- Born: 21 November 1811 Herzberg am Harz
- Died: 21 May 1883 (aged 71) Herzberg am Harz
- Scientific career
- Fields: Botany; Zoology;

= Ludwig Preiss =

German-born British botanist (1811–1883)

Johann August Ludwig Preiss (21 November 1811 – 21 May 1883) was a German-born British botanist and zoologist.

==Early life==
Preiss was born in Herzberg am Harz. He obtained a doctorate, probably at Hamburg, then emigrated to Western Australia.

==Australia==
Preiss was one of a number of influential German-speaking residents such as Ludwig Becker, Hermann Beckler, William Blandowski, Amalie Dietrich, Wilhelm Haacke, Diedrich Henne, Gerard Krefft, Johann Luehmann, Johann Menge, Carl Mücke (a.k.a. Muecke), Carl Ludwig Christian Rümker (a.k.a.

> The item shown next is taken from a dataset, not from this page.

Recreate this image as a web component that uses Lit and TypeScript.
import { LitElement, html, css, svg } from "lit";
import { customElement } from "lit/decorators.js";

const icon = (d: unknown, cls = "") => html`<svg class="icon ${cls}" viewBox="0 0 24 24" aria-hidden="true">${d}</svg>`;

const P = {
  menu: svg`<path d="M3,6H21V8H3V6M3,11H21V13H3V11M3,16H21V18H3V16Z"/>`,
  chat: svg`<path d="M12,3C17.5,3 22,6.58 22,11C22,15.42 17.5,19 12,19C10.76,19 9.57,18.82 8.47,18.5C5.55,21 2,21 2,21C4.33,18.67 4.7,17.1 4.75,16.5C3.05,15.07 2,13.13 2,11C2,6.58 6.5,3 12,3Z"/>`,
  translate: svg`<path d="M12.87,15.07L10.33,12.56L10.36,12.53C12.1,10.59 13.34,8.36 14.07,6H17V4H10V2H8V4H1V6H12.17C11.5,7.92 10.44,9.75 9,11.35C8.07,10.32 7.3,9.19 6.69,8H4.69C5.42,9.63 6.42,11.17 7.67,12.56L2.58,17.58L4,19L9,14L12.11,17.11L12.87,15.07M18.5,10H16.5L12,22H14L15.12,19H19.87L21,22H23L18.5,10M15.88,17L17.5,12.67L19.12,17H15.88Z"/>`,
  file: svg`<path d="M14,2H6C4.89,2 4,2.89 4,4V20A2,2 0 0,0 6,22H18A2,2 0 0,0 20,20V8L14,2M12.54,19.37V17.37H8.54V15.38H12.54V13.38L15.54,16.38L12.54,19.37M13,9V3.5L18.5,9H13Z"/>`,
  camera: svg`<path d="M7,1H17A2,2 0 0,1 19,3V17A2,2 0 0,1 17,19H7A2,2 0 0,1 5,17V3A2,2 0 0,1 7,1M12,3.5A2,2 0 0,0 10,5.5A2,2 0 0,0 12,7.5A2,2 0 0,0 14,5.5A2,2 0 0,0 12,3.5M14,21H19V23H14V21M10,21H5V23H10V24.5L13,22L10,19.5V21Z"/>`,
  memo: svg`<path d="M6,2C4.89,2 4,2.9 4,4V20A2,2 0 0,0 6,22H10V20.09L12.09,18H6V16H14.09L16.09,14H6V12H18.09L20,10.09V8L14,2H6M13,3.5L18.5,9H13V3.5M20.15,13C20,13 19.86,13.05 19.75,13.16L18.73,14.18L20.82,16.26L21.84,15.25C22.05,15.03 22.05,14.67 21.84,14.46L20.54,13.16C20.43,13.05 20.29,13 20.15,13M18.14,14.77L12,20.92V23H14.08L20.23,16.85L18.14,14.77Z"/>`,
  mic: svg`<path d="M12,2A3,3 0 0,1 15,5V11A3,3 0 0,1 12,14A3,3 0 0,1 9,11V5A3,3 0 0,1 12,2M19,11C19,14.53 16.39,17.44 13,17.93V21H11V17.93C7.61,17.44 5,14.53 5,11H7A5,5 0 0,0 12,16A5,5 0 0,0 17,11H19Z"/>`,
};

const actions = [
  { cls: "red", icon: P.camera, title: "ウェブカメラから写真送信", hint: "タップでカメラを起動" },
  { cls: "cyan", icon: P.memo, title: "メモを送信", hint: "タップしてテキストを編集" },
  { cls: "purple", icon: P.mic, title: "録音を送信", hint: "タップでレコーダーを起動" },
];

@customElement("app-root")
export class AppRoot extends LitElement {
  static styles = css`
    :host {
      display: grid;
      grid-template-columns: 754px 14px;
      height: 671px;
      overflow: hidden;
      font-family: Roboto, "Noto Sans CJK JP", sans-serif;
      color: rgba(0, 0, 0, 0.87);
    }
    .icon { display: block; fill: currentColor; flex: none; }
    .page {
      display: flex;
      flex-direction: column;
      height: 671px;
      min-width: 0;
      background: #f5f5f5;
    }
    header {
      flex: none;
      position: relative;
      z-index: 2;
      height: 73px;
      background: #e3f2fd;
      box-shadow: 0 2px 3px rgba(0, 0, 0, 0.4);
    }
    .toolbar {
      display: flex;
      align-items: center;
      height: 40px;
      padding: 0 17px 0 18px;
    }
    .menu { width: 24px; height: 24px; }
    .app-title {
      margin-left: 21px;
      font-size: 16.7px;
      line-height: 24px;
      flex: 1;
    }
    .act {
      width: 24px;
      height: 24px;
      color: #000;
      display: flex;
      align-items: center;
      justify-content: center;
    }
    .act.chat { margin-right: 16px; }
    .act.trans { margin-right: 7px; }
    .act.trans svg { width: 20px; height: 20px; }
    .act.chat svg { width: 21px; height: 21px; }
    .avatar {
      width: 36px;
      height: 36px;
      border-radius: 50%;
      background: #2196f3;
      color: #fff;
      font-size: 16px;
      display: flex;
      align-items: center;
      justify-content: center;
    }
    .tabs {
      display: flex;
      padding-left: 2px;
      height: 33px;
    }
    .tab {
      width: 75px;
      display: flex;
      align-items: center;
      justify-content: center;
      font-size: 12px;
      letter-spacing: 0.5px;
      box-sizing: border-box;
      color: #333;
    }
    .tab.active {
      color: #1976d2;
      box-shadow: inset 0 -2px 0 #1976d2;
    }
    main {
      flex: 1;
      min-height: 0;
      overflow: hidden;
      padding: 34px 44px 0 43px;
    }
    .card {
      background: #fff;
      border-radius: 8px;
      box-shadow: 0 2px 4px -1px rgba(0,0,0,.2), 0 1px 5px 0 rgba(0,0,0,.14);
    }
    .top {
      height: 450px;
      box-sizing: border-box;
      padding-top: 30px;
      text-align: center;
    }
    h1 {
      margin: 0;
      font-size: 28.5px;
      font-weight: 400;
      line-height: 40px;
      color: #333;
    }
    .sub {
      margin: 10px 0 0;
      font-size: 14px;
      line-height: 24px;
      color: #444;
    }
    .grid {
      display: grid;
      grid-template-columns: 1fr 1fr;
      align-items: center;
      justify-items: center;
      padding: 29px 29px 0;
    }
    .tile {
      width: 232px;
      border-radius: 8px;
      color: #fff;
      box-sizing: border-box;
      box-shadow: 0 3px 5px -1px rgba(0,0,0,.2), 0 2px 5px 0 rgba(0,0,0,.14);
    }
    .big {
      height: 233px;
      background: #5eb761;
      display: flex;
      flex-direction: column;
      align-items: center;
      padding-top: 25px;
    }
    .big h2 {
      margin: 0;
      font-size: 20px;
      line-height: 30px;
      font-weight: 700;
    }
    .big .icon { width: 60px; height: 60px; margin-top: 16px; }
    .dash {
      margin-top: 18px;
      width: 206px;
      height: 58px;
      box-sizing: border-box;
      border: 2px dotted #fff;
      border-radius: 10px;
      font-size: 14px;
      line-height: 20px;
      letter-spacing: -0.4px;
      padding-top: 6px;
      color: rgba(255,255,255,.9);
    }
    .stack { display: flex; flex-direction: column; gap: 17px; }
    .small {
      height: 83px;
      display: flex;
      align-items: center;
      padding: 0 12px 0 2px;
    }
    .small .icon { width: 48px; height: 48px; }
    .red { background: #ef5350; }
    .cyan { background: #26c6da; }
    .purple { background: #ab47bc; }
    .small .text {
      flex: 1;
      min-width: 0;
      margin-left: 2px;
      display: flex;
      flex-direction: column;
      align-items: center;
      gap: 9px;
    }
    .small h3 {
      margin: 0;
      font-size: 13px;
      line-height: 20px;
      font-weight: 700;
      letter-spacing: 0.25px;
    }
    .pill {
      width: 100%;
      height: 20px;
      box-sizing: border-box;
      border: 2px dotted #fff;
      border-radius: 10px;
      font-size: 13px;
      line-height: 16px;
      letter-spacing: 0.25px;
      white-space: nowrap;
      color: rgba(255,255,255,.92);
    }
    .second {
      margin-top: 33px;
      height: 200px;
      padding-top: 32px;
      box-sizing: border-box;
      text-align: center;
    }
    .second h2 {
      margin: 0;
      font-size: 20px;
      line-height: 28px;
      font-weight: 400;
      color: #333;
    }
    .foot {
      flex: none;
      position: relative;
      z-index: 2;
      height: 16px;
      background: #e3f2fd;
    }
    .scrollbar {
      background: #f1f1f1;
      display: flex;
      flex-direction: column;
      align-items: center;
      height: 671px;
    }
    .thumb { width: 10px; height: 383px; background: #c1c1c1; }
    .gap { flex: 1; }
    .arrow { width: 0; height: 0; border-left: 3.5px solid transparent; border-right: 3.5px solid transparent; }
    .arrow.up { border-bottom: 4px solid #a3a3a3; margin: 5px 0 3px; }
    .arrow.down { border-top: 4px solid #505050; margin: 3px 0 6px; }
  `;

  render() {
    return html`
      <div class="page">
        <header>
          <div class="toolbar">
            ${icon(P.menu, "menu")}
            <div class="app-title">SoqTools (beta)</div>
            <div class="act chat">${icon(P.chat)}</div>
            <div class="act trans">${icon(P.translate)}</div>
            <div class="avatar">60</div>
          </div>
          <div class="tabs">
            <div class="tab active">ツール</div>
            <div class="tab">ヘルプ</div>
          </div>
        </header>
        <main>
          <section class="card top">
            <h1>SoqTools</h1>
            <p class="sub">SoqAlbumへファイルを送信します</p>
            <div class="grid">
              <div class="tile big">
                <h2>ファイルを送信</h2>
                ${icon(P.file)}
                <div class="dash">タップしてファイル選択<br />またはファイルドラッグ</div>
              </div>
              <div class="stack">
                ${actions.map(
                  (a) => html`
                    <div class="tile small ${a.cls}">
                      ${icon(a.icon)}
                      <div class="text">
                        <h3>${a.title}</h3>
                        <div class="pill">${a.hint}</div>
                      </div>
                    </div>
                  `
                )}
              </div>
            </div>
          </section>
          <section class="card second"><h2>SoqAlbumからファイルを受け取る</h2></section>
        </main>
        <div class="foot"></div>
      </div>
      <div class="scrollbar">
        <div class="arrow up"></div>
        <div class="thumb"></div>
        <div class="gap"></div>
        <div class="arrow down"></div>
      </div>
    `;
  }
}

Ruemker), Moritz Richard Schomburgk, Richard Wolfgang Semon, Karl Theodor Staiger, George Ulrich, Eugene von Guérard, Robert von Lendenfeld, Ferdinand von Mueller, Georg von Neumayer, and Carl Wilhelmi who brought their "epistemic traditions" to Australia, and not only became "deeply entangled with the Australian colonial project", but also were "intricately involved in imagining, knowing and shaping colonial Australia" (Barrett, et al., 2018, p.2).

He arrived at the Swan River Colony on board the Britmart on 4 December 1838, remaining there until January 1842; during this time he became a British subject.

===Specimens===
During his time in Western Australia, Preiss collected about 200,000 plant specimens, containing from 3,000 to 4,000 species. His collections, together with those of James Drummond, formed the basis for early study of Western Australian flora. In 1842, he left Western Australia for London, where he broke up and sold his plant collection to recoup his costs. Various botanists published species based on his specimens, and these were later collated by Johann Lehmann to form the multi-volume Plantae Preissianae Sive Enumeratio Plantarum Quas in Australasia Occidentali et Meridionale Occidentali Annis 1838-41 Collegit L, published in Hamburg between 1844 and 1848. Today, over 4,000 of his specimens are cared for at the National Herbarium of Victoria (MEL), Royal Botanic Gardens Victoria, almost 2,000 specimens at Lund University Biological Museum, and other institutions.

The specimens collected by Preiss were not limited to plants: they included birds, reptiles, insects and molluscs. The molluscs were described by Karl Theodor Menke and published in Hanover in 1843 titled Molluscorum Novae Hollandiae Specimen. In October 1839, Preiss tried to sell his collection of bird skins to the colonial government in Perth, but it was declined. Preiss's collection of animals was sold in parts throughout Europe to museums and collectors. The only distinguishable collection of any note, still extant, is in the Municipal Museum of Halberstadt.
The collection of bird skins, representatives of 181 species, was also distributed to various museums; one set that was viewed in 1937 at Hamburg's Zoölogical Museum was lost when the building was destroyed in the subsequent bombing campaigns at the city.

The first specimen of the Western Swamp Tortoise was collected by Preiss in 1839 and sent to the Vienna Museum where it was labelled New Holland, but was not named Pseudemydura umbrina until 1901 by Seibenrock. No further collections of the species were recorded until 1953.

==Germany==
Preiss returned to Herzberg am Harz in 1844 and settled there. He died there on 21 May 1883. It had been on his recommendation that Ferdinand von Mueller moved to Australia in 1847.

==Commemorated==
Preiss is commemorated in the names of about 100 species of flora in Western Australia, including plants in the genera Acacia, Allocasuarina, Eucalyptus, Grevillea, Hakea, Kunzea, Melaleuca, Santalum, Xanthorrhoea and Callitris.